Very High Frequency (VHF) Aircraft frequencies

Thursday June 16, 2011

AIR TRAFFIC CONTROL

Traffic management on the ground, in a "two dimensional" environment, can be very difficult at times. Picture the two dimensions as vehicles travelling at up to 110 kilometres per hour and able to vector themselves on two axis. Vehicles are all at the same level with a differentiation in speed and direction.

Now add a third dimension, vertical height. Now you have a traffic management environment where speed and direction variables now include a height variable. The maximum 110 kilometre per hour speeds can now be up to 10 times or more, meaning that the seperation between targets (aircraft) must now take into account vertical and horizontal seperation.

Such is the extraordinary skills required of an air traffic controller - to picture in their minds a three dimensional map of the airways projected on a two dimensional screen. Some air traffic controllers describe their job as a chess game where the pieces are cocoons with people in them travelling at very high speed.

In any case with increasing levels of air traffic the imaginary air "highways" are very well established. So too are the frequencies on which pilots communicate from the time of gaining an airways clearance to the time that they park the plane at their destination.

The number of air traffic frequencies in Australia are far too many to mention here, however to obtain frequencies for your local area have a look at the Aeronautical Information Package En Route Supplement Australia (ERSA).

Brisbane and Melbourne are the two primary air traffic control centres for Australia, however local airport frequency information is available in the ERSA specific to your nearest airport. Just find your local airport in the ERSA and click on the link.

GROUND TO AIR

If you live within a reasonable distance of Melbourne [Tullamarine] International Airport (YMML) or Melbourne Essendon (YMEN, and you have a reasonable antenna, you will hear air to ground traffic from commercial aircraft communicating with ground staff.

The transmissions from aircraft are short, sharp and to the point, usually relating to airline administrative information, such as ramp/gate numbers, fuel requirements, changeover crew/aircraft information and any special needs.

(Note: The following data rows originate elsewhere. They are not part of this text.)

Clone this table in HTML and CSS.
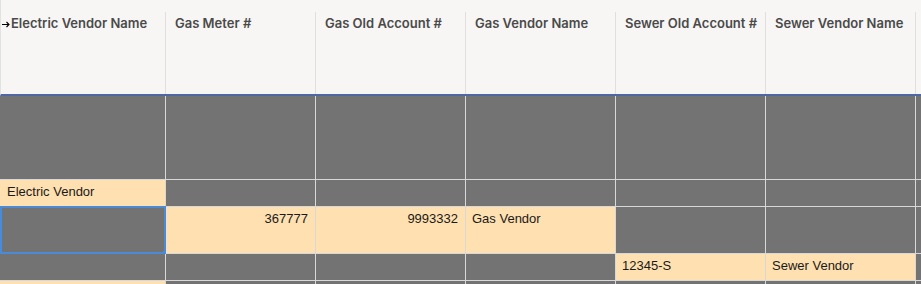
FILE: index.html
```html
<!DOCTYPE html>
<html>
<head>
<meta charset="utf-8">
<link rel="stylesheet" href="styles.css">
</head>
<body>
<div class="sheet">
  <div class="head">
    <div class="hcell first"><svg class="arrow" width="8" height="7" viewBox="0 0 8 7"><path d="M0 3.5H7M4.5 1L7 3.5L4.5 6" fill="none" stroke="#000" stroke-width="1.1"/></svg>Electric Vendor Name</div>
    <div class="hcell">Gas Meter #</div>
    <div class="hcell">Gas Old Account #</div>
    <div class="hcell">Gas Vendor Name</div>
    <div class="hcell">Sewer Old Account #</div>
    <div class="hcell">Sewer Vendor Name</div>
    <div class="hcell last"></div>
  </div>
  <div class="body">
    <div class="row r1">
      <div class="cell"></div><div class="cell"></div><div class="cell"></div><div class="cell"></div><div class="cell"></div><div class="cell"></div><div class="cell"></div>
    </div>
    <div class="row r2">
      <div class="cell on first">Electric Vendor</div><div class="cell"></div><div class="cell"></div><div class="cell"></div><div class="cell"></div><div class="cell"></div><div class="cell"></div>
    </div>
    <div class="row r3">
      <div class="cell first sel"><span class="handle"></span></div><div class="cell on num">367777</div><div class="cell on num">9993332</div><div class="cell on">Gas Vendor</div><div class="cell"></div><div class="cell"></div><div class="cell"></div>
    </div>
    <div class="row r2">
      <div class="cell"></div><div class="cell"></div><div class="cell"></div><div class="cell"></div><div class="cell on">12345-S</div><div class="cell on">Sewer Vendor</div><div class="cell"></div>
    </div>
    <div class="row r2">
      <div class="cell on first"></div><div class="cell"></div><div class="cell"></div><div class="cell"></div><div class="cell"></div><div class="cell"></div><div class="cell"></div>
    </div>
  </div>
</div>
</body>
</html>
```
FILE: styles.css
```css
html, body {
  margin: 0;
  padding: 0;
  background: #ffffff;
  overflow: hidden;
}
.sheet {
  width: 921px;
  height: 284px;
  overflow: hidden;
}
.head {
  display: grid;
  grid-template-columns: 165px repeat(5, 150px) 1fr;
  height: 96px;
  background: #f7f6f5;
  border-left: 1px solid #e2e2e2;
  border-bottom: 2px solid #4f68a3;
  box-sizing: border-box;
}
.hcell {
  margin-top: 12px;
  border-right: 1px solid #e0dfde;
  padding: 3px 0 0 9px;
  font-family: Inter, "Noto Sans", sans-serif;
  font-weight: 600;
  font-size: 13px;
  line-height: 16px;
  color: #4a4a4a;
  white-space: nowrap;
  display: flex;
  align-items: flex-start;
}
.hcell.first {
  padding-left: 0;
}
.hcell.first .arrow {
  margin: 6px 1px 0 1px;
  flex: none;
}
.hcell.last {
  border-right: none;
}
.row {
  display: grid;
  grid-template-columns: 166px repeat(5, 150px) 1fr;
}
.r1 { height: 84px; }
.r2 { height: 27px; }
.r3 { height: 47px; }
.cell {
  background: #737373;
  border-right: 1px solid #d8d8d8;
  border-bottom: 1px solid #d8d8d8;
  font-family: "Liberation Sans", Arial, sans-serif;
  font-size: 13px;
  line-height: 16px;
  color: #1a1a1a;
  padding: 4px 6px 0 6px;
  white-space: nowrap;
  position: relative;
}
.cell.first { padding-left: 7px; }
.cell.on { background: #ffe0b0; }
.cell.num { text-align: right; padding-right: 7px; }
.cell.sel {
  border: 2px solid #4a8ad6;
  margin-top: -1px;
}
.handle {
  position: absolute;
  right: -4px;
  bottom: -4px;
  width: 5px;
  height: 5px;
  background: #4a8ad6;
}
```
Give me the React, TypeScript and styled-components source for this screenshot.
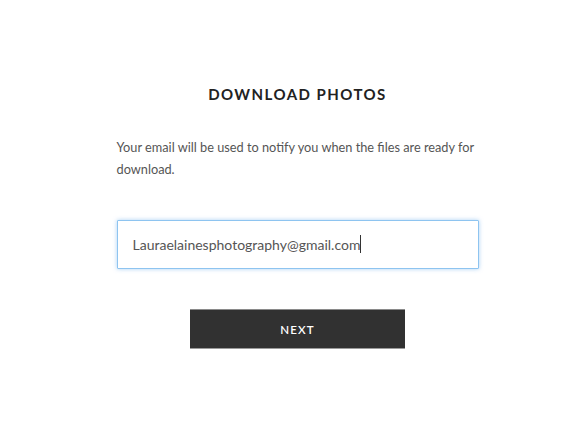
import React from "react";
import styled, { createGlobalStyle } from "styled-components";

const GlobalStyle = createGlobalStyle`
  html, body {
    margin: 0;
    padding: 0;
    background: #ffffff;
  }
  body {
    font-family: Lato, "Liberation Sans", sans-serif;
  }
`;

const Page = styled.div`
  width: 583px;
  height: 448px;
  display: flex;
  justify-content: center;
  box-sizing: border-box;
  padding: 84px 0 0 12px;
`;

const Form = styled.div`
  width: 362px;
  display: flex;
  flex-direction: column;
  align-items: center;
`;

const Title = styled.h2`
  margin: 0;
  font-size: 15px;
  line-height: 20px;
  font-weight: 700;
  letter-spacing: 1.45px;
  color: #222222;
`;

const Note = styled.p`
  margin: 32px 0 0;
  align-self: stretch;
  font-size: 12.75px;
  line-height: 22px;
  color: #555555;
`;

const Field = styled.div`
  position: relative;
  margin-top: 40px;
  align-self: stretch;
  height: 49px;
`;

const EmailInput = styled.input`
  width: 100%;
  height: 100%;
  box-sizing: border-box;
  padding: 0 15px;
  border: 1px solid #8ec4f0;
  border-radius: 1px;
  box-shadow: 0 0 4px rgba(100, 170, 235, 0.55);
  font-family: Lato, "Liberation Sans", sans-serif;
  font-size: 14px;
  color: #555555;
  caret-color: transparent;
  outline: none;
  background: #ffffff;
`;

const CaretLayer = styled.div`
  position: absolute;
  inset: 0;
  padding: 0 16px;
  display: flex;
  align-items: center;
  pointer-events: none;
  font-size: 14px;
`;

const Ghost = styled.span`
  visibility: hidden;
  white-space: pre;
`;

const Caret = styled.span`
  width: 1px;
  height: 18px;
  margin-top: -2px;
  background: #333333;
`;

const NextButton = styled.button`
  margin-top: 40px;
  width: 215px;
  height: 40px;
  border: none;
  border-top: 1px solid #8a8a8a;
  border-bottom: 1px solid #9a9a9a;
  background: #313131;
  color: #ffffff;
  font-family: Lato, "Liberation Sans", sans-serif;
  font-size: 11.5px;
  font-weight: 600;
  letter-spacing: 1.2px;
  cursor: pointer;
`;

const email = "Lauraelainesphotography@gmail.com";

export default function App() {
  return (
    <>
      <GlobalStyle />
      <Page>
        <Form>
          <Title>DOWNLOAD PHOTOS</Title>
          <Note>
            Your email will be used to notify you when the files are ready for
            download.
          </Note>
          <Field>
            <EmailInput type="email" defaultValue={email} />
            <CaretLayer>
              <Ghost>{email}</Ghost>
              <Caret />
            </CaretLayer>
          </Field>
          <NextButton>NEXT</NextButton>
        </Form>
      </Page>
    </>
  );
}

Try the following frequencies:

 

Frequency (MHz)
Company
119.525
QANTAS
129.500
QANTAS
130.000
Thai
130.850
QANTAS
130.925
Jetstar
131.150
Virgin
131.800
Malaysian
134.550
Tiger

You may have varying success with the ground stations, depending on your location, receiver and antenna.

I am using a simple VHF groundplane here, at around 4 metres in height with reasonable readability on these frequencies. Naturally if you can raise your antenna up higher, reception should be better. Aircraft can be heard for hundreds of miles but ground stations are naturally weaker.

AIR OPERATIONS

A number of frequencies have been allocated to specific air operations tasks.

Common frequencies, such as that used for search and rescue operations, provide a focal point for specific air operations and become well known.

Some of the more common allocations are highlighted in the following table.

Frequency (MHz)
Activity
119.1
Aero Club operations, flying school operations, fire spotting
119.2
Parachute operations

122.5, 122.7, 122.9

Gliders
122.8
Mustering, fishing, agricultural
123.45
Pilot-pilot air-air
126.4, 128.9, 135.55
Charter companies
129.9
Airport operators and refuelling
123.1, 123.2 and Marine FM 156.3, 156.8
Search and Rescue

Other allocated frequencies may be used less often, however it may be worth allocating a memory channel to them in your scanning receiver.

These include the air show frequency (127.9), crop dusting (129.6), avionics testing of communications equipment (129.1) and sports aviation activities (120.85).

In relation to air shows, by far the largest in the Melbourne Metropolitan area is the Avalon Air Show, held every two years.

The next show will be held in 2013 and it is worth noting that prior to the Avalon Air Show specific Avalon Airspace Procedures are published to advise of restricted zones and mandatory communications protocols, procedures and frequencies.